Great to hear from you Negrek! I've looked forward to your review! Thanks for reading a few chapters too!!
Correct. From this point the story needs to be more story driven and less gameplay driven. Most of the story from my fic came from how I would tie in the post-game duelists in a way that makes narrative sense. For that, I had to get very creative compared to the first few chapters.
Since you enjoyed the first game, I wholeheartedly recommend the 2nd. Its better in almost every way. At the same time, if you played the first game a long time ago, the 2nd will hit you just right in the nostalgia, especially knowing that they will never make a 3rd installment in the series and even if they did, the magic and charm of the original 2 will be forever lost to time.
I think you may be the 2nd reader of the fic that will be able to appreciate the gameplay aspects of it, but I have to admit that the duels were not intended to be play-by-play theatrical masterpieces for the most part. They are more like a report on how I did. If you really want to get the full gameplay experience, take the deck and play it in the game! You could even follow the fic as you go, but keep in mind you will need to do that after you have acquired the cards to make the deck and you will also need to beat the game once since my lets play was a post-game thing. And yes, I do enjoy trying to make sense of seemingly nonsensical aspects of the card game and the story of the games.

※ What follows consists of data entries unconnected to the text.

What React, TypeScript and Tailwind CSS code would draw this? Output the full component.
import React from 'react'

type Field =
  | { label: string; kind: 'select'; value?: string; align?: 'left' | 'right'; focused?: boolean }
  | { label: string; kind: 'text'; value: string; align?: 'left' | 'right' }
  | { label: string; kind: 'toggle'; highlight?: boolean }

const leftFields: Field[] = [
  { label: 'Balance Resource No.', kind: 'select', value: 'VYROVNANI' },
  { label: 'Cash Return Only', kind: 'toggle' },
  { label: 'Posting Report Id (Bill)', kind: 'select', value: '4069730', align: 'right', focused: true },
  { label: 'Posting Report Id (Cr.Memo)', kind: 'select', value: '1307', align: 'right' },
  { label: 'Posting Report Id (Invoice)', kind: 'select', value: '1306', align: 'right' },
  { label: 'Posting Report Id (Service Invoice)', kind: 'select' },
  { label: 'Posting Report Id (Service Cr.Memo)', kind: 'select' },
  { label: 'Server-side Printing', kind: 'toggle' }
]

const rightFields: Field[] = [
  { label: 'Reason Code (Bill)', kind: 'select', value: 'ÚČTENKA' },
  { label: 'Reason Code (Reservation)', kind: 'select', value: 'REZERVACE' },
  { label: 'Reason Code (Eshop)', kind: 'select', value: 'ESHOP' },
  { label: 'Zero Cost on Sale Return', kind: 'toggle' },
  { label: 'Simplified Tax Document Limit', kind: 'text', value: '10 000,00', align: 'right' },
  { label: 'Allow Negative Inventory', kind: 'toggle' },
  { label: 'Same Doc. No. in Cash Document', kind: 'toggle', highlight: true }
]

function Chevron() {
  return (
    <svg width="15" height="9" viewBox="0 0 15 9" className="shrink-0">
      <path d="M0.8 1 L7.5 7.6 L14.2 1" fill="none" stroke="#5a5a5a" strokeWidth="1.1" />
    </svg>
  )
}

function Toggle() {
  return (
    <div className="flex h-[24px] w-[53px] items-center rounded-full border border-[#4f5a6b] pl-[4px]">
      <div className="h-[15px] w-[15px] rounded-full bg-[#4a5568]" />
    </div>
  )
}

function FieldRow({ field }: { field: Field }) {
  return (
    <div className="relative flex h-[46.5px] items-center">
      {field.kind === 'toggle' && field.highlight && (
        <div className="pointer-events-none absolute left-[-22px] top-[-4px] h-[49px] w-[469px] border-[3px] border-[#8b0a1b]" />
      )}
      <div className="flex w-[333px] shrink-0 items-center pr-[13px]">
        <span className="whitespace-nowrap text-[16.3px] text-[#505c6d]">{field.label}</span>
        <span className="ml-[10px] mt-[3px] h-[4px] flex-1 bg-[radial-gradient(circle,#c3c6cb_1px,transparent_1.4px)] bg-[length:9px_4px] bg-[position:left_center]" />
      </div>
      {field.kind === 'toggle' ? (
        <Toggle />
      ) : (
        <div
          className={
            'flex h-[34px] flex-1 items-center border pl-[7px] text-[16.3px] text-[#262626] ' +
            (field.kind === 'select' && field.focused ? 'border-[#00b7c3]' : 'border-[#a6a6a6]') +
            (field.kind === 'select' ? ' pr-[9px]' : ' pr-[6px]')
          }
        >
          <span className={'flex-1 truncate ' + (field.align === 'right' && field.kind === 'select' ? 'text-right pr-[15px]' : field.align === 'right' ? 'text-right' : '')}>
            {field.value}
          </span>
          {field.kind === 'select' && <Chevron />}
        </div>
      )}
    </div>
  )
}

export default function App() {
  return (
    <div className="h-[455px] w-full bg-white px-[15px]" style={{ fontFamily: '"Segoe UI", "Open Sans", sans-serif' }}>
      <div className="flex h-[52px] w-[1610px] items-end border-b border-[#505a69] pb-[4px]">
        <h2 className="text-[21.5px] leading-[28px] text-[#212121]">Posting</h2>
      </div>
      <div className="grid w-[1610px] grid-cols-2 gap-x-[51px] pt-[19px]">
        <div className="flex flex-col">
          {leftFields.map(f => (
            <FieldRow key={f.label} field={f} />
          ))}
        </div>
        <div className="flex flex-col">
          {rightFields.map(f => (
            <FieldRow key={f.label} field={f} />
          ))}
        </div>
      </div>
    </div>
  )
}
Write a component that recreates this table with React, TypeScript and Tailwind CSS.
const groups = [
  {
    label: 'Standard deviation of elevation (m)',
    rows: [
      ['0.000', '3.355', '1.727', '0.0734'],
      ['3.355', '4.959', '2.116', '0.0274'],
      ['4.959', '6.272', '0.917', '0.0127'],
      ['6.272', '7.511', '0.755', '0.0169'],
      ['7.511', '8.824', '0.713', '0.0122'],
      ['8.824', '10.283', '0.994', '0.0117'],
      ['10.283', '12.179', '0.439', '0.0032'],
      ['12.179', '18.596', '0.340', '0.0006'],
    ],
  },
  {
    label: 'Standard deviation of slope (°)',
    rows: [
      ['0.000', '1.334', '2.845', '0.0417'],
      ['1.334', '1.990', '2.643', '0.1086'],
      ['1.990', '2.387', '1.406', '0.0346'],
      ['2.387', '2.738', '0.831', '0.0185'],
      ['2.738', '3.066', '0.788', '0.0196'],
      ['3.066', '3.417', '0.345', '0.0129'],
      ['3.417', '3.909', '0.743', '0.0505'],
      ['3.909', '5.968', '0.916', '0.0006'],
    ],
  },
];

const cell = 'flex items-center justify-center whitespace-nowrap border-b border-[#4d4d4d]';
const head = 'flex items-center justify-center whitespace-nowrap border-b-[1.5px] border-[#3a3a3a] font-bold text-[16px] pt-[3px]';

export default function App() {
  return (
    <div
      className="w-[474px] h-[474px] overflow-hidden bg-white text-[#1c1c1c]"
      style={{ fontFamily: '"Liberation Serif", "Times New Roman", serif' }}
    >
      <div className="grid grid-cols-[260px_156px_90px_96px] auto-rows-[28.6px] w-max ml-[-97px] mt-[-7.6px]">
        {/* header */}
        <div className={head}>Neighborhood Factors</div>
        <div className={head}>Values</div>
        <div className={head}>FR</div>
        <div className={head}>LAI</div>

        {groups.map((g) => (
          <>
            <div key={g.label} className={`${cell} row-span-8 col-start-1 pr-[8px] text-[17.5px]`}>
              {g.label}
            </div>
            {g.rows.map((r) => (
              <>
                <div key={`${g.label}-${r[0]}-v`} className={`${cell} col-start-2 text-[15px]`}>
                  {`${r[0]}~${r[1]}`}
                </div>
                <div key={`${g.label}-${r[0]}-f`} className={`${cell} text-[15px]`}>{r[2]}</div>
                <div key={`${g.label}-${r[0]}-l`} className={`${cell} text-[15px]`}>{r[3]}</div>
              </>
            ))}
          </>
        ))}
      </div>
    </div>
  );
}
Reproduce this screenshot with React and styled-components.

I was surprised at how well the protagonist does at being one. He originated in my mind as a steriotypical Brittish gentleman that I kept adding to, expanding upon, and transforming. I think if Doduo were not in the fic, it would be pretty bland. I didn't set out to make a fic with a Doduo star though, it just came about spontaneously as with many things in the fic. I didn't have to really start thinking about things until I got to chapter 5 when I was originally writing it, but I've been implementing as many ideas to improve all of it as much as I can.
Yes, the story of the games is extremely limited and bare bones but it did let me get away with a ton of creative liberties as a result! Most of those creative liberties don't start becoming apparent until chapter 4 though.
The narrative revolves around the duels in the lets play or getting to those duels as well as providing reasons for them to occur. Due to the sheer number of characters, I couldn't be bothered to flesh them out more when I originally wrote it, but I did develop certain characters much more than in the first few chapters.
It sounds like you understand the problem of the many duelists. Skipping fights would kill the lets-play and would hurt the narrative because of it too. Making the duels and interactions with every duelist super detailed would indeed make the fic way too large for details that don't serve the over-all narrative.
I think you are on the right track about developing the characters and story a bit more while tucking away the majority of the duel details in spoilers. Perhaps the fic might be better if I removed the details entirely, but I would rather take a small blow there to preseve the lets-play that caused it to exist in the first place. I do think making it easier for people to skip over the duel details is a good thing for the fic overall. I think a small description for duels that otherwise have a lot of detail would be a good thing too. I hadn't really stopped to think about different ways to approach the duels but I thought there was a good chance I would need/want to do so at some point. Incredibly useful input here!
Based on your feedback, I belive you will enjoy the remaining chapters of the fic more than the ones you have read so far. I think by the time you get to my later chapters, I will have edited them further.